Orta Çağ Avrupası’nda cadılık suçlamasıyla aşağı yukarı 9 milyon kadının cadılık suçlamasıyla öldürüldüğü tahmin ediliyor. Beyaz TV’de eskiden Ela Rumeysa Cebeci’nin sunduğu programı izlerken aklıma geldi.
***
Eski ekrandaşı ile ilgili Sevilay Yılman şöyle bir cümle kurdu: “Ela olmuş bela.” Yılman soruşturmayı yakında takip eden isimlerden. Detayları aktarırken Ela Rumeysa’nın pek çok futbol kulübünün yöneticisi ile irtibatı ya da münasebeti neyse artık, olduğu için ifadeye çağırılacağını söyledi.
***
Konuyu çok daha geniş işleyen A Haber ekranında ise daha da başka detaylar vardı. Sabah Gazetesi Haber Koordinatörü Abdurrahman Şimşek’in edindiği bilgiye göre Cebeci, birlikte olduğu herkesi fotoğrafını ve videosunu çekmiş bunları saklamış. İş insanları, yargı mensupları ve bürokratları kayıt altına almış. Büyük bir arşivi olduğu iddia ediliyormuş. Sık sık ABD’ye gidiyormuş ve ABD’ye gittiğinde telefonunu boşaltıyormuş. Şimşek, “Burada bir istihbarat aklı olduğundan eminim” diyor. Hatta “Mossad Rus istihbaratı bu yöntemleri çok kullanır” diye de ekliyor.
İnsan “Ne Ela Rumeysa’ymış” demeden de edemiyor.
Dönelim en başa. Orta Çağ hristiyan dünyasında milyonlarca kadının öldürülmesine yol açanlardan biri de bir filozof. Hippo’lu Saint Augustine. Çağdaşı pek çok teolog gibi, ahlak, objektif gerçeklik gibi konular üzerine çok kafa yoruyor.
***
Ahlak Hz. Havva ve Hz. Adem’in cennetten kovulması üzerine diyor ki, “Aldatılan kadın oldu, erkek değil; ve kadın, erkek için günahın sebebi haline geldi.” Kadın bedeni ve günahın taşıyıcılığı üzerine çok kafa yoruyor; yazıyor çiziyor.
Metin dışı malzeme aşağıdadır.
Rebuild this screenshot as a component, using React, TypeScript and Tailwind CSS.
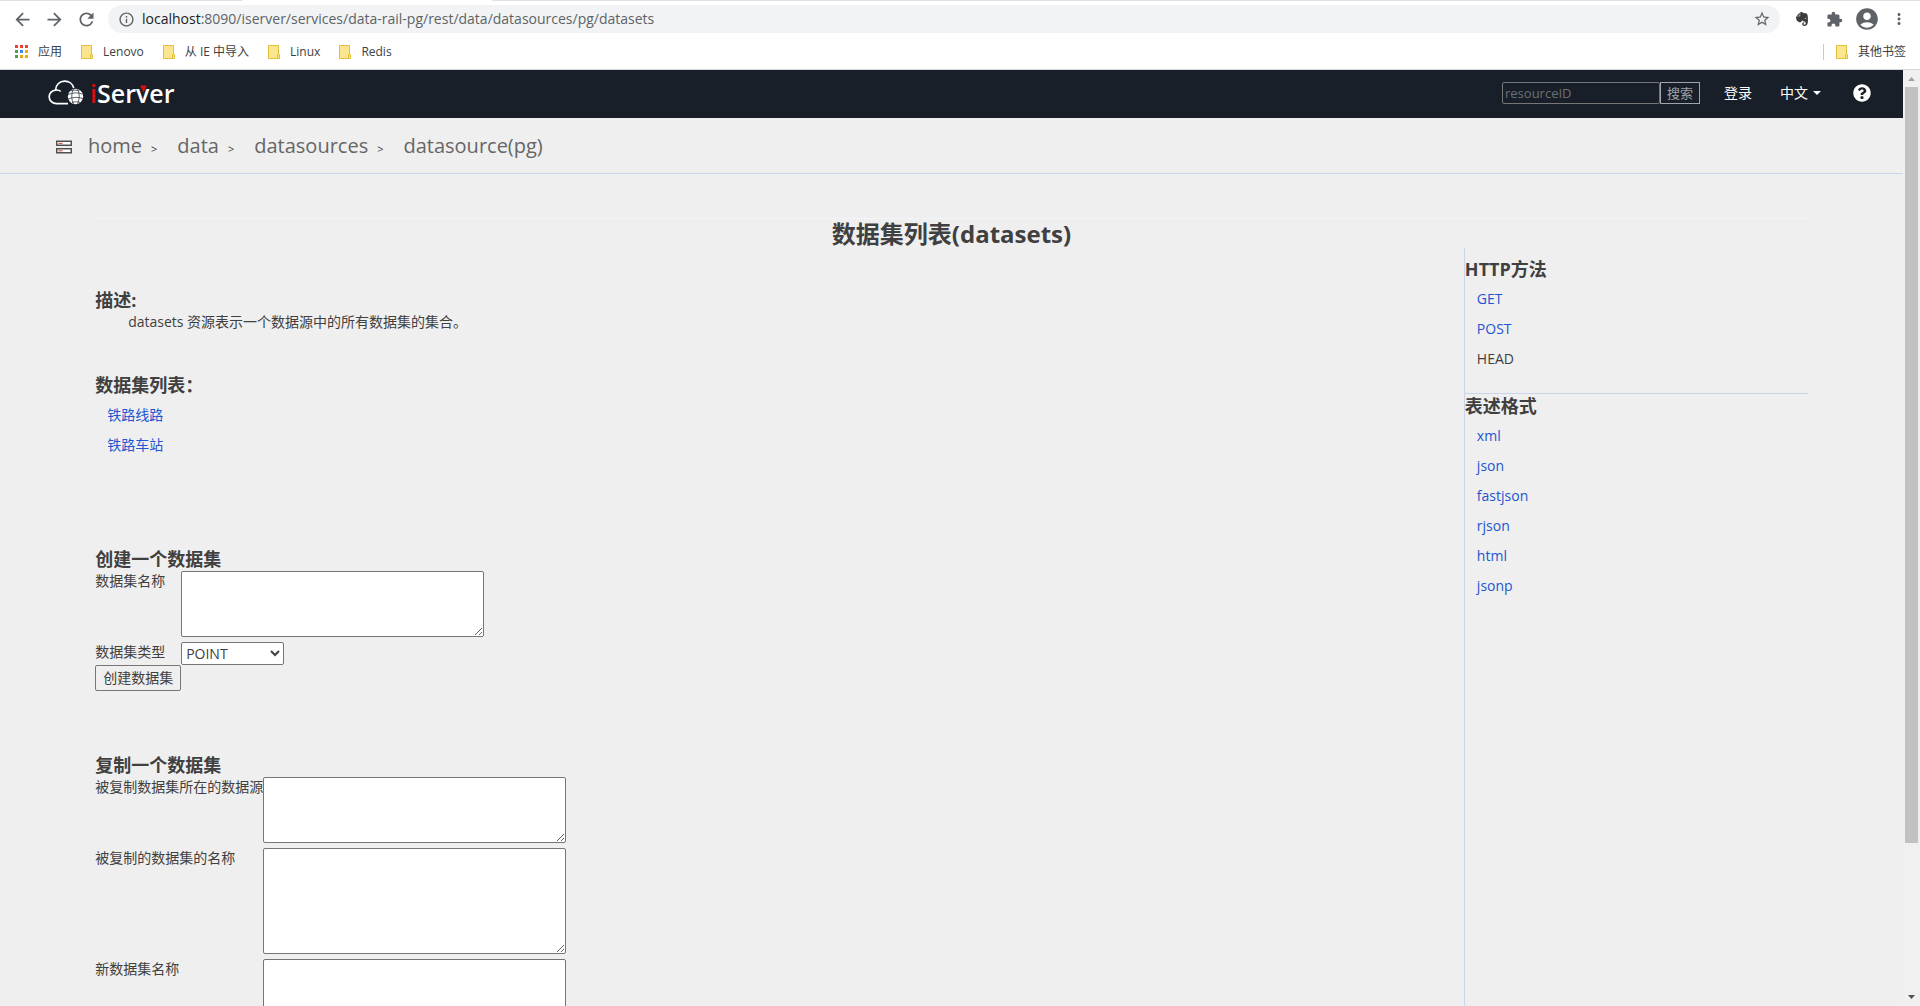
import type { ReactNode } from "react";
import {
  MdAccountCircle,
  MdArrowBack,
  MdArrowForward,
  MdExtension,
  MdInfoOutline,
  MdMoreVert,
  MdRefresh,
  MdStarBorder,
} from "react-icons/md";
import { FaEvernote, FaQuestionCircle } from "react-icons/fa";

const bookmarks = ["Lenovo", "从 IE 中导入", "Linux", "Redis"];
const crumbs = ["home", "data", "datasources", "datasource(pg)"];
const datasets = ["铁路线路", "铁路车站"];
const formats = ["xml", "json", "fastjson", "rjson", "html", "jsonp"];
const datasetTypes = ["POINT", "LINE", "REGION", "TEXT", "TABULAR"];

function FolderIcon() {
  return (
    <svg width="12" height="14" viewBox="0 0 12 14" className="shrink-0">
      <path d="M.5.5h10v9h1v4H.5z" fill="#fbe58f" stroke="#e3bf3c" />
      <path d="M9.5 13.5v-4h1" fill="none" stroke="#e3bf3c" />
    </svg>
  );
}

function AppsIcon() {
  const colors = [
    "#ea4335", "#ea4335", "#ea4335",
    "#4a9c5b", "#4285f4", "#f2a60d",
    "#4a9c5b", "#f2a60d", "#f2a60d",
  ];
  return (
    <svg width="13" height="13" viewBox="0 0 13 13" className="shrink-0">
      {colors.map((fill, i) => (
        <rect key={i} x={(i % 3) * 5} y={Math.floor(i / 3) * 5} width="3" height="3" fill={fill} />
      ))}
    </svg>
  );
}

function CloudIcon() {
  return (
    <svg width="36" height="26" viewBox="0 0 36 26" fill="none" className="shrink-0">
      <path
        d="M20 23.700H8.500C4.500 23.700 1.200 20.700 1.200 16.900c0-3.800 2.900-6.500 6.400-6.800C7.600 5 11.500 1.200 16.600 1.200c4.600 0 8.300 2.900 9.100 7"
        stroke="#fff"
        strokeWidth="1.700"
      />
      <path d="M7.500 10.100c2.200-.3 4 .2 5.300 1.400" stroke="#fff" strokeWidth="1.500" />
      <circle cx="27.500" cy="16.500" r="7.700" fill="#fff" />
      <g stroke="#191f28" strokeWidth=".7">
        <path d="M20 14.500c5-2 10-2.200 14-.5M20 19c5-2 10-2.200 15-.5M24 22.500c3-1 6-1 8 0M22.500 11c3-1.200 6-1.300 9 0" />
        <path d="M25.500 9c-2.300 4.500-2.300 10 0 15M29.500 9c2.300 4.500 2.300 10 0 15" />
      </g>
    </svg>
  );
}

function ServerIcon() {
  return (
    <svg width="16" height="14" viewBox="0 0 16 14" fill="none" className="mt-[3px] shrink-0">
      <rect x=".75" y="1.250" width="14.500" height="4" fill="#fff" stroke="#505050" strokeWidth="1.500" />
      <rect x=".75" y="8.750" width="14.500" height="4" fill="#fff" stroke="#505050" strokeWidth="1.500" />
      <path d="M2.500 3.300h4M2.500 10.800h4" stroke="#c33" />
    </svg>
  );
}

function BrowserBar() {
  return (
    <div className="shrink-0 border-b border-[#d5d7da] bg-white">
      {/* bottom edge of the tab strip, open under the active tab */}
      <div className="flex h-px">
        <div className="w-[242px] bg-[#dee1e6]" />
        <div className="w-[250px]" />
        <div className="flex-1 bg-[#dee1e6]" />
      </div>
      <div className="flex h-[36px] items-center px-3 text-[#5f6368]">
        <div className="mr-[11px] flex items-center gap-[11px]">
          <button type="button" aria-label="back"><MdArrowBack size={21} /></button>
          <button type="button" aria-label="forward"><MdArrowForward size={21} /></button>
          <button type="button" aria-label="reload"><MdRefresh size={21} /></button>
        </div>
        <div className="flex h-7 flex-1 items-center rounded-full bg-[#f1f3f4] pr-[9px] pl-[10px]">
          <MdInfoOutline size={17} />
          <span className="ml-[7px] flex-1 text-[14px] leading-5">
            <span className="text-[#202124]">localhost</span>
            :8090/iserver/services/data-rail-pg/rest/data/datasources/pg/datasets
          </span>
          <button type="button" aria-label="bookmark"><MdStarBorder size={18} /></button>
        </div>
        <div className="ml-[14px] flex items-center">
          <FaEvernote size={16} className="text-[#3c3c3c]" />
          <MdExtension size={17} className="ml-4" />
          <MdAccountCircle size={26} className="ml-[11px]" />
          <MdMoreVert size={18} className="ml-[10px]" />
        </div>
      </div>
      <div className="flex h-8 items-center pr-[14px] pb-[3px] pl-[15px] text-[12px] leading-5 text-[#3c4043]">
        <AppsIcon />
        <span className="ml-[10px]">应用</span>
        {bookmarks.map((name) => (
          <a key={name} href="#" className="ml-[19px] flex items-center gap-[10px]">
            <FolderIcon />
            {name}
          </a>
        ))}
        <a href="#" className="ml-auto flex items-center gap-[10px] border-l border-[#c8cacd] pl-3 leading-4">
          <FolderIcon />
          其他书签
        </a>
      </div>
    </div>
  );
}

function Header() {
  return (
    <header className="flex h-12 items-center justify-between bg-[#191f28] pr-8 pb-[2px] pl-12 text-[14px] text-white">
      <a href="#" className="flex items-center gap-[6px]">
        <CloudIcon />
        <span className="text-[25px] leading-8 font-semibold">
          <span className="text-[#d40f0f]">i</span>Ser
          <span className="relative">
            v
            <svg width="7" height="8" viewBox="0 0 8 8" className="absolute top-[9px] left-1">
              <path d="M0 0h8L4 8z" fill="#d40f0f" />
            </svg>
          </span>
          er
        </span>
      </a>
      <div className="flex items-center">
        <form className="flex">
          <input
            type="text"
            aria-label="resourceID"
            placeholder="resourceID"
            className="h-[22px] w-[158px] rounded-xs border border-[#767676] px-[2px] text-[13px] placeholder:text-[#6d7075]"
          />
          <button type="button" className="h-[22px] w-10 border border-[#a0a3a8] text-[13px] leading-5 text-[#a0a3a8]">
            搜索
          </button>
        </form>
        <a href="#" className="ml-6">登录</a>
        <button type="button" className="ml-7 flex items-center gap-[5px]">
          中文
          <svg width="8" height="4" viewBox="0 0 8 4"><path d="M0 0h8L4 4z" fill="#fff" /></svg>
        </button>
        <a href="#" aria-label="help" className="ml-8"><FaQuestionCircle size={18} /></a>
      </div>
    </header>
  );
}

function SectionTitle({ children }: { children: ReactNode }) {
  return <h2 className="text-[18px] leading-6 font-bold">{children}</h2>;
}

function LinkList({ items }: { items: string[] }) {
  return (
    <ul className="mt-[3px] pl-3 leading-[30px]">
      {items.map((item) => (
        <li key={item}>
          {item === "HEAD" ? item : <a href="#" className="text-[#2255d0]">{item}</a>}
        </li>
      ))}
    </ul>
  );
}

function Area({ id, size = "h-[66px]" }: { id: string; size?: string }) {
  return (
    <textarea
      id={id}
      className={`block w-[303px] resize rounded-xs border border-[#767676] bg-white ${size}`}
    />
  );
}

function Scrollbar() {
  return (
    <div className="flex w-[17px] shrink-0 flex-col items-center justify-between bg-[#f0f0f0] py-[7px]">
      <svg width="7" height="4" viewBox="0 0 7 4"><path d="M0 4h7L3.500 0z" fill="#a3a3a3" /></svg>
      <div className="mt-[6px] w-[13px] basis-[82%] bg-[#c1c1c1]" />
      <svg width="7" height="4" viewBox="0 0 7 4" className="mt-auto"><path d="M0 0h7L3.500 4z" fill="#505050" /></svg>
    </div>
  );
}

export default function App() {
  return (
    <div className="flex h-screen flex-col overflow-hidden bg-[#efefef] font-['Open_Sans','Noto_Sans_CJK_SC',sans-serif] text-[14px] leading-5 text-[#404040]">
      <BrowserBar />
      <div className="flex min-h-0 flex-1">
        <div className="flex min-w-0 flex-1 flex-col overflow-hidden">
          <Header />
          <nav className="flex h-14 shrink-0 items-center border-b border-[#c9d5ea] pl-14 text-[#666]">
            <ServerIcon />
            <div className="ml-4 flex">
              {crumbs.map((crumb, i) => (
                <div key={crumb} className="flex items-baseline">
                  <a href="#" className="text-[20px] leading-8">{crumb}</a>
                  {i < crumbs.length - 1 && (
                    <span className="mr-5 ml-[9px] text-[11px] text-[#404040]">&gt;</span>
                  )}
                </div>
              ))}
            </div>
          </nav>

          <main className="flex min-h-0 flex-1 flex-col px-[5%] pt-11">
            <h1 className="border-t border-[#f3f3fb] pt-px text-center text-[24px] leading-7 font-bold">
              数据集列表(datasets)
            </h1>
            <div className="flex min-h-0 flex-1">
              <div className="flex-1 pt-10">
                <section>
                  <SectionTitle>描述:</SectionTitle>
                  <p className="pl-[33px]">datasets 资源表示一个数据源中的所有数据集的集合。</p>
                </section>

                <section className="mt-[41px]">
                  <SectionTitle>数据集列表：</SectionTitle>
                  <LinkList items={datasets} />
                </section>

                {/* Create form */}
                <form className="mt-[87px]">
                  <SectionTitle>创建一个数据集</SectionTitle>
                  <div className="grid grid-cols-[86px_303px] gap-y-[5px]">
                    <label htmlFor="name">数据集名称</label>
                    <Area id="name" />
                    <label htmlFor="type">数据集类型</label>
                    <select
                      id="type"
                      className="h-[23px] w-[103px] rounded-xs border border-[#767676] bg-white"
                    >
                      {datasetTypes.map((type) => (
                        <option key={type}>{type}</option>
                      ))}
                    </select>
                  </div>
                  <button
                    type="button"
                    className="h-[26px] rounded-xs border border-[#767676] px-[7px]"
                  >
                    创建数据集
                  </button>
                </form>

                {/* Copy form */}
                <form className="mt-[41px] border-t border-[#ececec] pt-5">
                  <SectionTitle>复制一个数据集</SectionTitle>
                  <div className="grid grid-cols-[168px_303px] gap-y-[5px]">
                    <label htmlFor="source">被复制数据集所在的数据源</label>
                    <Area id="source" />
                    <label htmlFor="sourceName">被复制的数据集的名称</label>
                    <Area id="sourceName" size="h-[106px]" />
                    <label htmlFor="newName">新数据集名称</label>
                    <Area id="newName" size="h-[106px]" />
                  </div>
                </form>
              </div>

              <aside className="w-86 border-l border-[#c9d5ea] pt-[9px]">
                <SectionTitle>HTTP方法</SectionTitle>
                <LinkList items={["GET", "POST", "HEAD"]} />
                <div className="mt-[19px] border-t border-[#c9d5ea]">
                  <SectionTitle>表述格式</SectionTitle>
                  <LinkList items={formats} />
                </div>
              </aside>
            </div>
          </main>
        </div>
        <Scrollbar />
      </div>
    </div>
  );
}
Augustine için kadın günahın faili değil, ama günahın taşıyıcısı. Şeytan doğrudan erkeğe değil, kadına dokunur; kadın ise bu teması erkeğe aktarır. Böylece kadın bedeni, iradenin zayıfladığı, günahın dolaşıma girdiği bir geçiş alanı haline gelir. Cadı figürü tam da bu noktada ortaya çıkar: Doğaüstü bir kötülüğün değil, kontrol edilemeyen bir bedenin ve bastırılamayan bir bilginin adı olarak. Cadı avları da işte, büyüyü değil bu taşıyıcılığı hedef aldı; ateşe verilen şey şeytan değil, kadının bedeni ve hafızası oldu.
Diyeceksiniz ki “Ne cadısı, ne alakası var.” Ne alakası var ben de inanın bilmiyorum. İnsanlık olarak toplumsal bir hafıza ve tarihten gelen bir belleğin taşıyıcıları olduğumuzu biliyorum. Bazen yüzyıllar geçse de, pek de fazla bir şey değişmiyor diye düşünmekten kendimi alamıyorum.
***
Ela Rumeysa Cebeci suçlu mu suçsuz mu bilmiyorum. Eğer ülkenin de güvenliğini tehlikeye atacak bir kumpas ağı varsa elbette bunun ortaya çıkarılması en büyük dileğim.
Ancak olayların ve gelişmelerin ele alınış biçimine baktığımda, çok güzel bir kadın olan Ela Rumeysa Cebeci üzerinden gerçek, söylenti ve temenni zaman zaman karışmakta, bunu görebiliyorum. Eril dile çok yatkın medyanın en çok Ela Rumeysa Cebeci ile ilgili detayları işlemeyi sevdiğini anlıyorum. Ela Rumeysa’nın bir merak ve arzu objesi haline getirilirken, bir taraftan da türlü kötülük eylemiş bir figür olarak anlatılıyor. “Neymiş bu Ela Rumeysa, arkadaş!” diyorum.